"Talk about business as usual and I had to smile. Putting together the 1st review list of the year 2 names stuck out, both of them prolific artists who we will probably get stacks more albums from over the course of 2021. On the one hand it’s Rogga Johansson with one of his many acts Stass. It would be easy to refer to him as delivering the meat and turnips of SweDeath which knows no limits but he did catch us out a little with Furnace last year. Then we have this fellow, Maurice de Jong, who is not quite as simple to sum up but an artist with equally as many creative paths and one who works in blackened noise as much as anything else. Yes, you are probably thinking it too but just how interesting would it be if the 2 of them combined forces and created a musical act between them? Well stranger things have happened.
Anyway, enough prevaricating and let’s get to Mories latest project Schemer Heer. Apparently, it means Twilight Lord and said to have contrasts to Vetus Supulcrum and recorded “exclusively with a guitar synth (MEL 9) and using orchestral percussion” the interesting thing here for those obsessed by genre is that as far as I am concerned descriptors of black metal and dungeon synth here are pretty much invalid. Basically, this is classical music more than anything else and the 8 compact tracks work as movements within the mainframe each telling a part of a story that is very filmic in execution."
"On a quiet Wednesday afternoon in a peaceful but boring Dutch little town, the ground suddenly shakes with a mighty roar. The Earth splits open and from the depths deep within rises a terrifying creature. The sky turns red, birds fall dead from the sky and even one look at the horrifying face of the Lovecraftian demon will make you go mad. Mad with boredom.

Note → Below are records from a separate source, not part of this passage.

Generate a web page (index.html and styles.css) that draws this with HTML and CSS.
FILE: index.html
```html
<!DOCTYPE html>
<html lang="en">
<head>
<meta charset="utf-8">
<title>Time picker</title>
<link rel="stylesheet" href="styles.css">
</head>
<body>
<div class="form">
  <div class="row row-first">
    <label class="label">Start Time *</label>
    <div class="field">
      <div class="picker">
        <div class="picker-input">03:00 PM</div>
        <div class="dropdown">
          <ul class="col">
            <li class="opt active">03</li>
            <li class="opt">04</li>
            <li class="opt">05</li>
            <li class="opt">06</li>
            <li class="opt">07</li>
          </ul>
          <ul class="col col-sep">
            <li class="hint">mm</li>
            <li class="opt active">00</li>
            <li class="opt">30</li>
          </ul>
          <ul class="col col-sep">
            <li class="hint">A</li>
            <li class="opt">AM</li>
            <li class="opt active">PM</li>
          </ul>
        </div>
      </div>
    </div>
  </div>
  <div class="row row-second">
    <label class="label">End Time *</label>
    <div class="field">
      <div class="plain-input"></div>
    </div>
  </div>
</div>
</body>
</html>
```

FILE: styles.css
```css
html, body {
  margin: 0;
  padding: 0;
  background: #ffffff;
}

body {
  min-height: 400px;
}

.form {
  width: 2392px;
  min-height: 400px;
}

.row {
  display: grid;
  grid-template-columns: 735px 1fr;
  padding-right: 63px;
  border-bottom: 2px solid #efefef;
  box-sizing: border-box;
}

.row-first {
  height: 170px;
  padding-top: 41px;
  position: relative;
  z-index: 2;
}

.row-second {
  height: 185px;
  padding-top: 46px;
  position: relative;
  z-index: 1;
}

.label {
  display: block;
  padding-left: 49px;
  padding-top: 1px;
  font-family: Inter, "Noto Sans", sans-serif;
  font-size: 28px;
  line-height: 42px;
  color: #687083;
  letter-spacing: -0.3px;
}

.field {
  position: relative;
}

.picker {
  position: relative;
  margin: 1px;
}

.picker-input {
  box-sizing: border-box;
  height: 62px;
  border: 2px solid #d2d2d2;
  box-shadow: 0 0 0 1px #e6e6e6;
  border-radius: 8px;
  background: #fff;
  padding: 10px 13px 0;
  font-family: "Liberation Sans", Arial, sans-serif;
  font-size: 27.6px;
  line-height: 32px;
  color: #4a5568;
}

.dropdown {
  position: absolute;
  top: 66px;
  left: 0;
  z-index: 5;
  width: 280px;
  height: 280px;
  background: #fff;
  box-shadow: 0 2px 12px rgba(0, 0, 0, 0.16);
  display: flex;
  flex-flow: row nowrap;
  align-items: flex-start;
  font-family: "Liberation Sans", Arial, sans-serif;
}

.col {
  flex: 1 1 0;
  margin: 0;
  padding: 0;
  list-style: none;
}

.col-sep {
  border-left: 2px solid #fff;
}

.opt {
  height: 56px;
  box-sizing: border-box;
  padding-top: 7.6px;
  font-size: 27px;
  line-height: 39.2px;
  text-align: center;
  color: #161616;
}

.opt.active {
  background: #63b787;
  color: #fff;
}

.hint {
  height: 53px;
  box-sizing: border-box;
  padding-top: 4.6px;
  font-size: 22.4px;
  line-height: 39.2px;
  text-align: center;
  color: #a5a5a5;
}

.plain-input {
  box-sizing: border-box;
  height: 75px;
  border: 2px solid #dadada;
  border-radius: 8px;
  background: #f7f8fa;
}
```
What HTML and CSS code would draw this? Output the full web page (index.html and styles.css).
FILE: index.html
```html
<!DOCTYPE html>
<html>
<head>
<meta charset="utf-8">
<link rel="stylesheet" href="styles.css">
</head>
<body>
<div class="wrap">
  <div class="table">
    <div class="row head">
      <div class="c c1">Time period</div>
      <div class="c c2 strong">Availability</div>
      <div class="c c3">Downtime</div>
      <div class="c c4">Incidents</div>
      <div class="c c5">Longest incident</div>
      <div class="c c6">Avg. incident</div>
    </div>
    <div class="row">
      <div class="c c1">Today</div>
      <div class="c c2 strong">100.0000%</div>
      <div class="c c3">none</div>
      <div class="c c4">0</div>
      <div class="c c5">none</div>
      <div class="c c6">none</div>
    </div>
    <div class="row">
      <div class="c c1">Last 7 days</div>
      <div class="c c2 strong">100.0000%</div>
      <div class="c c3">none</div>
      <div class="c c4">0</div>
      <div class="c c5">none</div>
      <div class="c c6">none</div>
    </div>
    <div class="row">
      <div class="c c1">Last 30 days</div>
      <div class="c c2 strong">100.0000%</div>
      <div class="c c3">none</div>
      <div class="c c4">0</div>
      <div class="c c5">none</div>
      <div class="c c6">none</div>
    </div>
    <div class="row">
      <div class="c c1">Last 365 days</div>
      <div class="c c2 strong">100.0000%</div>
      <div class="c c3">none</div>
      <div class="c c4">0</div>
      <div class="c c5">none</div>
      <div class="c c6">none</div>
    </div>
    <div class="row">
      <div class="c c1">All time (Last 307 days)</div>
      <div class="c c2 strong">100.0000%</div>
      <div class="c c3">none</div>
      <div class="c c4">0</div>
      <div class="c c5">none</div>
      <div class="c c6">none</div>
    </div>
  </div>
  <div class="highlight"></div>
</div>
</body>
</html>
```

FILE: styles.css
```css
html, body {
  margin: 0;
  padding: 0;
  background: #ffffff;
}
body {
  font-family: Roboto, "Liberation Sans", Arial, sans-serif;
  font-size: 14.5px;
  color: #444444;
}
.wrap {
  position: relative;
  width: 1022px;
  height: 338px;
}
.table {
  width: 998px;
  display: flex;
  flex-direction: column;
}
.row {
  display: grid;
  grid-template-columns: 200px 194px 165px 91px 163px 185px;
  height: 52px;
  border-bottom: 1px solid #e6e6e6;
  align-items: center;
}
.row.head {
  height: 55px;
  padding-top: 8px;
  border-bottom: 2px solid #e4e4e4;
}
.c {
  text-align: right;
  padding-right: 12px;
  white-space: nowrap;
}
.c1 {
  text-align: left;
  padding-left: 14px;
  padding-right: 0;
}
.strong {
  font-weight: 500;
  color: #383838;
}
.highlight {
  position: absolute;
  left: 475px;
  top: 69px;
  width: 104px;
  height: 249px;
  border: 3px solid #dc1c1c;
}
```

Schemer Heer is a new dungeon synth project by Maurice de Jong, the man behind the black metal/noise band Gnaw Their Tongues. Now I have to admit, I am not very familiar with dungeon synth. My experience with the genre is mostly with artists like Offermose, Angst Sessions and Den Sorte Dod which are of a more electronic nature while Schemer Heer is orchestral and very, very bombastic. From the first until the last second your ears get blasted with army-like percussion, swirling synths and choir chanting. While this does evoke an image of a Lovecraftian apocalypse, it’s just too much of the same."